The original contract expired on March 5th, and was then extended for two weeks until midnight, March 19th.
The extension is for three weeks, until midnight April 9th. After April 9th, the extension is from day to day and can be cancelled with 72 hours notice by either party.
"The extension allows us to continue negotiations with the employer," said Mike Shimpock, spokesperson for the Southern California Grocery Workers unions.
"Our number one priority is to negotiate a fair contract for our members, and to avoid any inconvenience for consumers," he continued. "These corporations each average nearly $3 billion in profits annually. They can afford to share their windfall profits with the employees that made the profits for the markets in the first place. It's only fair. After all, Stater Bros. and Gelsons markets eliminated the two tier wage and gave employees fair wage increases. If they can do it, certainly these highly profitable corporations can too."
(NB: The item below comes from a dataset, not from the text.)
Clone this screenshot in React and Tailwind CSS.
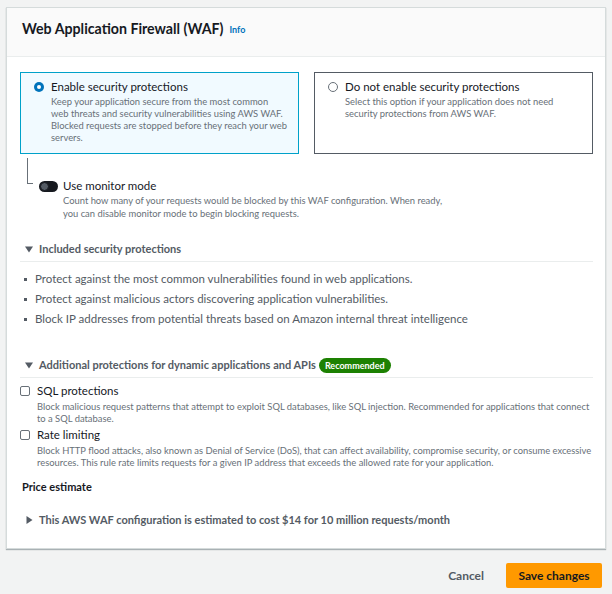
import { useState } from 'react'

const font = { fontFamily: 'Lato, "Liberation Sans", sans-serif' }

function Radio({ checked }) {
  return checked ? (
    <span className="mt-[3px] flex h-[10px] w-[10px] shrink-0 items-center justify-center rounded-full bg-[#0073bb]">
      <span className="h-[4px] w-[4px] rounded-full bg-white" />
    </span>
  ) : (
    <span className="mt-[3px] h-[10px] w-[10px] shrink-0 rounded-full border border-[#687078] bg-white" />
  )
}

function Checkbox() {
  return <span className="mt-[3px] h-[10px] w-[10px] shrink-0 rounded-[2px] border border-[#687078] bg-white" />
}

function Caret({ open }) {
  return (
    <svg width="8" height="8" viewBox="0 0 8 8" className="shrink-0 fill-[#545b64]">
      {open ? <path d="M0 1.5h8L4 7.5z" /> : <path d="M1.5 0v8l6-4z" />}
    </svg>
  )
}

// descriptions are given as an array of lines
function Lines({ lines, className }) {
  return (
    <p className={`whitespace-nowrap text-[9.4px] text-[#687078] ${className}`}>
      {lines.map((l, i) => (
        <span key={i}>
          {l}
          {i < lines.length - 1 && <br />}
        </span>
      ))}
    </p>
  )
}

function OptionCard({ selected, title, lines }) {
  return (
    <div
      className={`flex h-[82px] gap-[7px] border pl-[13px] pr-[4px] pt-[6px] ${
        selected ? 'border-[#00a1c9] bg-[#f1faff]' : 'border-[#545b64] bg-white'
      }`}
    >
      <Radio checked={selected} />
      <div>
        <div className="text-[11.5px] leading-[16px] text-[#16191f]">{title}</div>
        <Lines lines={lines} className="mt-[1px] leading-[12px]" />
      </div>
    </div>
  )
}

function SectionHeader({ children, badge, className = '' }) {
  return (
    <div className={`flex items-center gap-[6px] border-b border-[#eaeded] pb-[4px] pl-[5px] ${className}`}>
      <Caret open />
      <span className="text-[11px] font-bold leading-[16px] text-[#545b64]">{children}</span>
      {badge}
    </div>
  )
}

function CheckRow({ label, lines, className = '' }) {
  return (
    <div className={`flex gap-[7px] ${className}`}>
      <Checkbox />
      <div>
        <div className="text-[11.5px] leading-[16px] text-[#16191f]">{label}</div>
        <Lines lines={lines} className="mt-[2px] leading-[12px]" />
      </div>
    </div>
  )
}

export default function App() {
  const [monitor] = useState(false)
  const bullets = [
    'Protect against the most common vulnerabilities found in web applications.',
    'Protect against malicious actors discovering application vulnerabilities.',
    'Block IP addresses from potential threats based on Amazon internal threat intelligence',
  ]

  return (
    <div style={font} className="min-h-[594px] w-[612px] bg-[#f2f3f3] pt-[7px] text-[#16191f]">
      <div className="mx-[6px] border border-[#d5dbdb] bg-white shadow-[0_1px_1px_rgba(0,28,36,0.3)]">
        {/* header */}
        <div className="flex h-[49px] items-center gap-[6px] border-b border-[#eaeded] bg-[#fafafa] px-[15px] pb-[7px]">
          <h2 className="text-[14.2px] font-bold text-[#16191f]">Web Application Firewall (WAF)</h2>
          <span className="mt-[3px] text-[9px] font-bold text-[#0073bb]">Info</span>
        </div>

        {/* body */}
        <div className="pb-[20px] pl-[13px] pt-[15px]">
          <div className="grid grid-cols-[279px_279px] gap-[15px]">
            <OptionCard
              selected
              title="Enable security protections"
              lines={[
                'Keep your application secure from the most common',
                'web threats and security vulnerabilities using AWS WAF.',
                'Blocked requests are stopped before they reach your web',
                'servers.',
              ]}
            />
            <OptionCard
              title="Do not enable security protections"
              lines={['Select this option if your application does not need', 'security protections from AWS WAF.']}
            />
          </div>

          {/* monitor mode, hanging off the selected option */}
          <div className="flex">
            <div className="ml-[7px] mt-[4px] h-[26px] w-[6px] shrink-0 border-b border-l border-[#687078]" />
            <div className="ml-[6px] mt-[24px] flex gap-[5px]">
              <span
                className={`mt-[3px] flex h-[11px] w-[19px] shrink-0 items-center rounded-full px-[1px] ${
                  monitor ? 'justify-end bg-[#0073bb]' : 'justify-start bg-[#16191f]'
                }`}
              >
                <span className="h-[9px] w-[9px] rounded-full border-[1.5px] border-[#16191f] bg-[#545b64]" />
              </span>
              <div>
                <div className="text-[11.5px] leading-[16px] text-[#16191f]">Use monitor mode</div>
                <Lines
                  className="leading-[13px]"
                  lines={[
                    'Count how many of your requests would be blocked by this WAF configuration. When ready,',
                    'you can disable monitor mode to begin blocking requests.',
                  ]}
                />
              </div>
            </div>
          </div>

          <div className="pr-[12px]">
            <SectionHeader className="mt-[21px]">Included security protections</SectionHeader>
            <ul className="mt-[7px] flex flex-col">
              {bullets.map((b) => (
                <li key={b} className="flex items-center gap-[8px] pl-[4px] text-[11.5px] leading-[20px] text-[#545b64]">
                  <span className="h-[3px] w-[3px] shrink-0 bg-[#545b64]" />
                  {b}
                </li>
              ))}
            </ul>

            <SectionHeader
              className="mt-[28px]"
              badge={
                <span className="ml-[-3px] rounded-full bg-[#1d8102] px-[6px] text-[9px] font-bold leading-[15px] text-white">
                  Recommended
                </span>
              }
            >
              Additional protections for dynamic applications and APIs
            </SectionHeader>
            <CheckRow
              className="mt-[5px]"
              label="SQL protections"
              lines={[
                'Block malicious request patterns that attempt to exploit SQL databases, like SQL injection. Recommended for applications that connect',
                'to a SQL database.',
              ]}
            />
            <CheckRow
              className="mt-[2px]"
              label="Rate limiting"
              lines={[
                'Block HTTP flood attacks, also known as Denial of Service (DoS), that can affect availability, compromise security, or consume excessive',
                'resources. This rule rate limits requests for a given IP address that exceeds the allowed rate for your application.',
              ]}
            />

            <div className="ml-[2px] mt-[10px] text-[11px] font-bold leading-[16px] text-[#16191f]">
              Price estimate
            </div>
            <div className="mt-[17px] flex items-center gap-[6px] pl-[5px]">
              <Caret />
              <span className="text-[11px] font-bold leading-[16px] text-[#545b64]">
                This AWS WAF configuration is estimated to cost $14 for 10 million requests/month
              </span>
            </div>
          </div>
        </div>
      </div>

      {/* actions */}
      <div className="mt-[14px] flex items-center justify-end gap-[6px] pr-[10px]">
        <button type="button" className="px-[16px] text-[12px] font-bold text-[#545b64]">
          Cancel
        </button>
        <button
          type="button"
          className="h-[25px] w-[96px] rounded-[2px] bg-[#ff9900] text-[12px] font-bold text-[#16191f]"
        >
          Save changes
        </button>
      </div>
    </div>
  )
}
2006 profits for the companies that own Albertsons, Ralphs and Vons ranged from $2.3 to $3.4 billion in 2006 alone. Less than a week ago, the company that owns Vons reported a 77% increase in quarterly profits per share.
By comparison, grocery workers have gone without a wage increase for over 5 years, last getting a small hourly raise in 2002. More than half of Albertsons, Ralphs and Vons workers start at nearly the minimum wage, and have to wait up to 18 months to become eligible for health care coverage.